Friday, March 29, 2013 | | biological control, greenhouse, How, When, What-we-do, integrated pest management, ladybugs, pests, spiders, wildlife
Gail and I have talked about using biological controls (getting “good bugs” to eat the “bad bugs” that eat the plants) in the greenhouse but aside from trying to not crash through spider webs on our watering and grooming rounds, and occasionally overwintering praying mantis egg cases in hopes of an early spring hatch, we’ve never tried it. Until now. Our good friend Crystal Brinson dropped off 3 bags of lady bugs this week and already the greenhouse seems tidier. And livelier. According to the package, our ladybugs (Hypodamia convergens) can each eat up to 5000 aphids and then lay eggs that hatch into alligator look-alike larvae that will eat their way to adulthood. Already our releaselings are looking … busy … and should be laying eggs near aphid infestations though I haven’t spotted any just yet.
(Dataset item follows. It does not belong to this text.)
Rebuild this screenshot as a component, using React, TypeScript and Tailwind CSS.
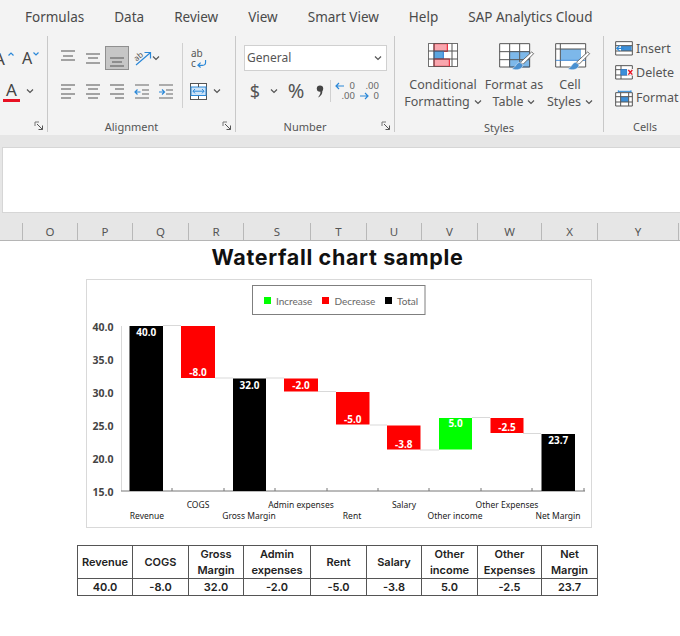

The same day the ladybugs were released Gail noticed evidence of nature’s own IPM: brand new clusters of baby common or European garden spiders (Araneus diadematus). They look much too tiny to tackle any full grown flying aphids but they’re already busy stringing webs and no doubt a flash mob (the barest vibration scatters them into action) could make quick work of any prey bigger than they are. I’m thrilled to have two such excellent reasons to hold off spraying insecticidal soap on our aphid and whitefly infested plants.
Have you ever released ladybugs in the garden? Do you have any overwintering in your house? (Crystal says, no worries if you do. They’ll find their way out again the same way they came in.) Any chance they keep your houseplants aphid free?